## Exercise prompt:
Quote all of the data that follows exactly as written, skipping the images.

Interface markup and scripts
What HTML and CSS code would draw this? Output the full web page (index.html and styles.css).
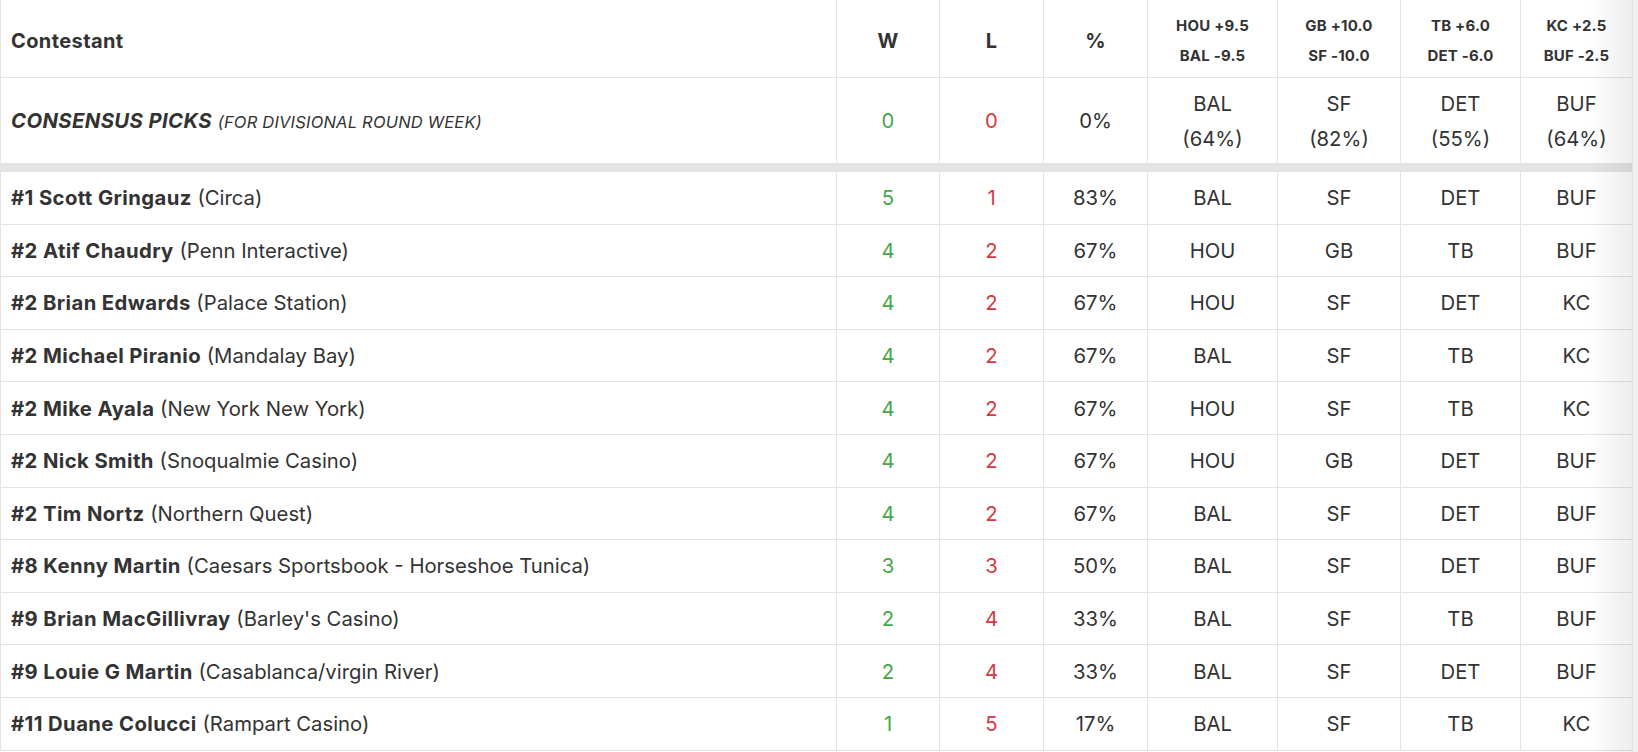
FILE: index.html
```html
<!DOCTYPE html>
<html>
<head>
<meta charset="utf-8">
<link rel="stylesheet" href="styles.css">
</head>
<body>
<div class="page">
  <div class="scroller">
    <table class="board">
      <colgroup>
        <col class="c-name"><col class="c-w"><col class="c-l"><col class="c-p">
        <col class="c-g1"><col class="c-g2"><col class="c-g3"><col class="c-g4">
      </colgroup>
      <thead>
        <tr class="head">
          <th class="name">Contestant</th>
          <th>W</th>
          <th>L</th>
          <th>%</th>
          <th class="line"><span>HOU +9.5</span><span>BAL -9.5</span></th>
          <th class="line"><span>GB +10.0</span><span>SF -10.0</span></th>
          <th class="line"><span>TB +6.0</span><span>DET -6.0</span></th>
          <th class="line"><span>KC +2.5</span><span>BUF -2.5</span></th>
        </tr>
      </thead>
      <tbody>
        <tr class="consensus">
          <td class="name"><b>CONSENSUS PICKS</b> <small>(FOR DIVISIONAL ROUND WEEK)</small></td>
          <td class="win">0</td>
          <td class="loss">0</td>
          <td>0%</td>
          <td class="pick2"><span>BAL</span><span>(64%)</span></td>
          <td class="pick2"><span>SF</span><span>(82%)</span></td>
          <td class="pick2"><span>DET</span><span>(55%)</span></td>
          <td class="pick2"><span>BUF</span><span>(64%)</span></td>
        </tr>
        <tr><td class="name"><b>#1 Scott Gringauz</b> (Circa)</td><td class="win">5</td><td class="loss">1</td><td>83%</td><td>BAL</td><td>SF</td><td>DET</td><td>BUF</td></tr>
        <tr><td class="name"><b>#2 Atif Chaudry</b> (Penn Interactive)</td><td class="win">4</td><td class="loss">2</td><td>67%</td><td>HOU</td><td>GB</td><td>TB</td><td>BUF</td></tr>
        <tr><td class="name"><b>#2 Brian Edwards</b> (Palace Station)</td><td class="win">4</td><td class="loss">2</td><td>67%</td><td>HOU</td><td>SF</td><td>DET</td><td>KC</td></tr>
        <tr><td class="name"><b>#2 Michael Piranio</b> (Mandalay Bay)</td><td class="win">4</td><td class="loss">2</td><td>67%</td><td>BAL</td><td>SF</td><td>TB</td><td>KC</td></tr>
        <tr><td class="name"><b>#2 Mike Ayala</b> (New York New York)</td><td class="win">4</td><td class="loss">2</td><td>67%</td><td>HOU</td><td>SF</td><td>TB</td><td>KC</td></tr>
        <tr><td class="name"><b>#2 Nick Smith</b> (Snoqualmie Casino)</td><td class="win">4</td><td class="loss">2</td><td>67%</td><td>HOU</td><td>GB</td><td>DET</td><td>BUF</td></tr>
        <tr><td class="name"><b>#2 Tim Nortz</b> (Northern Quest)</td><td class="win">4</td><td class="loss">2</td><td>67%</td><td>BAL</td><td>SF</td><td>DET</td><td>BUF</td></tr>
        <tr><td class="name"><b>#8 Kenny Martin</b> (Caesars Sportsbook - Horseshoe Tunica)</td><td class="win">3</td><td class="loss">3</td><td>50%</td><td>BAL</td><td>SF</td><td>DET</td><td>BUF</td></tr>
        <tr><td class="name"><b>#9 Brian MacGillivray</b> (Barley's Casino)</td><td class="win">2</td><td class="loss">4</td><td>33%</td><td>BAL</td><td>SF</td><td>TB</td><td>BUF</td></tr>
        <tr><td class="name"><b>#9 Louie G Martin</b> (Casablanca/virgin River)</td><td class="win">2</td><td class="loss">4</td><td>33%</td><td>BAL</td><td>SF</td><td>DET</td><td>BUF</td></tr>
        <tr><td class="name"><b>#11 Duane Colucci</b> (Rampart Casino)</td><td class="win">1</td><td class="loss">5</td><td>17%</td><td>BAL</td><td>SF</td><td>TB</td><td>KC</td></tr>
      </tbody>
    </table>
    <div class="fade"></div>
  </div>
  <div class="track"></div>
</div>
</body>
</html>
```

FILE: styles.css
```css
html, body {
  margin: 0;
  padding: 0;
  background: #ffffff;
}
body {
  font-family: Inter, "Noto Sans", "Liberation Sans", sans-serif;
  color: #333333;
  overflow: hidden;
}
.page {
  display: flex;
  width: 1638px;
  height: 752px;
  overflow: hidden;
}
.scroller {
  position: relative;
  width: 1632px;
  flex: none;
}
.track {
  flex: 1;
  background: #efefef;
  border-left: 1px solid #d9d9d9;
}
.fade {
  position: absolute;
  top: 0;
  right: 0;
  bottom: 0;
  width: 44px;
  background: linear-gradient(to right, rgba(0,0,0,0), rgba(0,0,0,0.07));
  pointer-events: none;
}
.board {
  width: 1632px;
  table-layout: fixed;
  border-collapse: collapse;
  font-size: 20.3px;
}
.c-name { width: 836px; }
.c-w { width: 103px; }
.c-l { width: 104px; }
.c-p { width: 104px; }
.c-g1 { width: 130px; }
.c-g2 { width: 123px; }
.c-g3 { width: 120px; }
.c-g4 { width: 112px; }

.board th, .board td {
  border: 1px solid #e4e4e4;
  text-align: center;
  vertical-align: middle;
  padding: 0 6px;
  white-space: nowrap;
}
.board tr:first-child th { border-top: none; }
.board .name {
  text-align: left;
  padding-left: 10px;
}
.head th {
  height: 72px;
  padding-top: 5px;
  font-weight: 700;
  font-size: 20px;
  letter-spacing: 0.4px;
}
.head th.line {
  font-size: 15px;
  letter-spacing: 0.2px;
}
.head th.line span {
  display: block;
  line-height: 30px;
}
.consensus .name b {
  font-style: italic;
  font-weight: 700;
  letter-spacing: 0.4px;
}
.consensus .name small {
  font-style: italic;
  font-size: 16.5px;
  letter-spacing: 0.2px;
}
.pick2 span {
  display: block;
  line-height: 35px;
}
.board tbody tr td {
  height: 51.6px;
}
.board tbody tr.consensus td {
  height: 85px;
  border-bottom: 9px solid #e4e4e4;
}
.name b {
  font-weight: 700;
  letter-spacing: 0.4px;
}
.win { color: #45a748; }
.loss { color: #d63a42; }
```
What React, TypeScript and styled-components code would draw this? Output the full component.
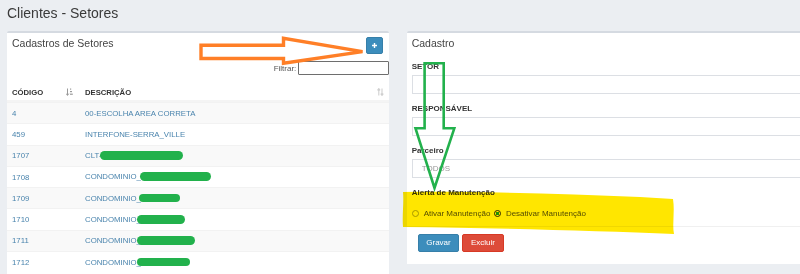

## Output:
What HTML and CSS code would draw this? Output the full web page (index.html and styles.css).
FILE: index.html
```html
<!DOCTYPE html>
<html>
<head>
<meta charset="utf-8">
<link rel="stylesheet" href="styles.css">
</head>
<body>
<div class="page">
  <div class="scroller">
    <table class="board">
      <colgroup>
        <col class="c-name"><col class="c-w"><col class="c-l"><col class="c-p">
        <col class="c-g1"><col class="c-g2"><col class="c-g3"><col class="c-g4">
      </colgroup>
      <thead>
        <tr class="head">
          <th class="name">Contestant</th>
          <th>W</th>
          <th>L</th>
          <th>%</th>
          <th class="line"><span>HOU +9.5</span><span>BAL -9.5</span></th>
          <th class="line"><span>GB +10.0</span><span>SF -10.0</span></th>
          <th class="line"><span>TB +6.0</span><span>DET -6.0</span></th>
          <th class="line"><span>KC +2.5</span><span>BUF -2.5</span></th>
        </tr>
      </thead>
      <tbody>
        <tr class="consensus">
          <td class="name"><b>CONSENSUS PICKS</b> <small>(FOR DIVISIONAL ROUND WEEK)</small></td>
          <td class="win">0</td>
          <td class="loss">0</td>
          <td>0%</td>
          <td class="pick2"><span>BAL</span><span>(64%)</span></td>
          <td class="pick2"><span>SF</span><span>(82%)</span></td>
          <td class="pick2"><span>DET</span><span>(55%)</span></td>
          <td class="pick2"><span>BUF</span><span>(64%)</span></td>
        </tr>
        <tr><td class="name"><b>#1 Scott Gringauz</b> (Circa)</td><td class="win">5</td><td class="loss">1</td><td>83%</td><td>BAL</td><td>SF</td><td>DET</td><td>BUF</td></tr>
        <tr><td class="name"><b>#2 Atif Chaudry</b> (Penn Interactive)</td><td class="win">4</td><td class="loss">2</td><td>67%</td><td>HOU</td><td>GB</td><td>TB</td><td>BUF</td></tr>
        <tr><td class="name"><b>#2 Brian Edwards</b> (Palace Station)</td><td class="win">4</td><td class="loss">2</td><td>67%</td><td>HOU</td><td>SF</td><td>DET</td><td>KC</td></tr>
        <tr><td class="name"><b>#2 Michael Piranio</b> (Mandalay Bay)</td><td class="win">4</td><td class="loss">2</td><td>67%</td><td>BAL</td><td>SF</td><td>TB</td><td>KC</td></tr>
        <tr><td class="name"><b>#2 Mike Ayala</b> (New York New York)</td><td class="win">4</td><td class="loss">2</td><td>67%</td><td>HOU</td><td>SF</td><td>TB</td><td>KC</td></tr>
        <tr><td class="name"><b>#2 Nick Smith</b> (Snoqualmie Casino)</td><td class="win">4</td><td class="loss">2</td><td>67%</td><td>HOU</td><td>GB</td><td>DET</td><td>BUF</td></tr>
        <tr><td class="name"><b>#2 Tim Nortz</b> (Northern Quest)</td><td class="win">4</td><td class="loss">2</td><td>67%</td><td>BAL</td><td>SF</td><td>DET</td><td>BUF</td></tr>
        <tr><td class="name"><b>#8 Kenny Martin</b> (Caesars Sportsbook - Horseshoe Tunica)</td><td class="win">3</td><td class="loss">3</td><td>50%</td><td>BAL</td><td>SF</td><td>DET</td><td>BUF</td></tr>
        <tr><td class="name"><b>#9 Brian MacGillivray</b> (Barley's Casino)</td><td class="win">2</td><td class="loss">4</td><td>33%</td><td>BAL</td><td>SF</td><td>TB</td><td>BUF</td></tr>
        <tr><td class="name"><b>#9 Louie G Martin</b> (Casablanca/virgin River)</td><td class="win">2</td><td class="loss">4</td><td>33%</td><td>BAL</td><td>SF</td><td>DET</td><td>BUF</td></tr>
        <tr><td class="name"><b>#11 Duane Colucci</b> (Rampart Casino)</td><td class="win">1</td><td class="loss">5</td><td>17%</td><td>BAL</td><td>SF</td><td>TB</td><td>KC</td></tr>
      </tbody>
    </table>
    <div class="fade"></div>
  </div>
  <div class="track"></div>
</div>
</body>
</html>
```

FILE: styles.css
```css
html, body {
  margin: 0;
  padding: 0;
  background: #ffffff;
}
body {
  font-family: Inter, "Noto Sans", "Liberation Sans", sans-serif;
  color: #333333;
  overflow: hidden;
}
.page {
  display: flex;
  width: 1638px;
  height: 752px;
  overflow: hidden;
}
.scroller {
  position: relative;
  width: 1632px;
  flex: none;
}
.track {
  flex: 1;
  background: #efefef;
  border-left: 1px solid #d9d9d9;
}
.fade {
  position: absolute;
  top: 0;
  right: 0;
  bottom: 0;
  width: 44px;
  background: linear-gradient(to right, rgba(0,0,0,0), rgba(0,0,0,0.07));
  pointer-events: none;
}
.board {
  width: 1632px;
  table-layout: fixed;
  border-collapse: collapse;
  font-size: 20.3px;
}
.c-name { width: 836px; }
.c-w { width: 103px; }
.c-l { width: 104px; }
.c-p { width: 104px; }
.c-g1 { width: 130px; }
.c-g2 { width: 123px; }
.c-g3 { width: 120px; }
.c-g4 { width: 112px; }

.board th, .board td {
  border: 1px solid #e4e4e4;
  text-align: center;
  vertical-align: middle;
  padding: 0 6px;
  white-space: nowrap;
}
.board tr:first-child th { border-top: none; }
.board .name {
  text-align: left;
  padding-left: 10px;
}
.head th {
  height: 72px;
  padding-top: 5px;
  font-weight: 700;
  font-size: 20px;
  letter-spacing: 0.4px;
}
.head th.line {
  font-size: 15px;
  letter-spacing: 0.2px;
}
.head th.line span {
  display: block;
  line-height: 30px;
}
.consensus .name b {
  font-style: italic;
  font-weight: 700;
  letter-spacing: 0.4px;
}
.consensus .name small {
  font-style: italic;
  font-size: 16.5px;
  letter-spacing: 0.2px;
}
.pick2 span {
  display: block;
  line-height: 35px;
}
.board tbody tr td {
  height: 51.6px;
}
.board tbody tr.consensus td {
  height: 85px;
  border-bottom: 9px solid #e4e4e4;
}
.name b {
  font-weight: 700;
  letter-spacing: 0.4px;
}
.win { color: #45a748; }
.loss { color: #d63a42; }
```
What React, TypeScript and styled-components code would draw this? Output the full component.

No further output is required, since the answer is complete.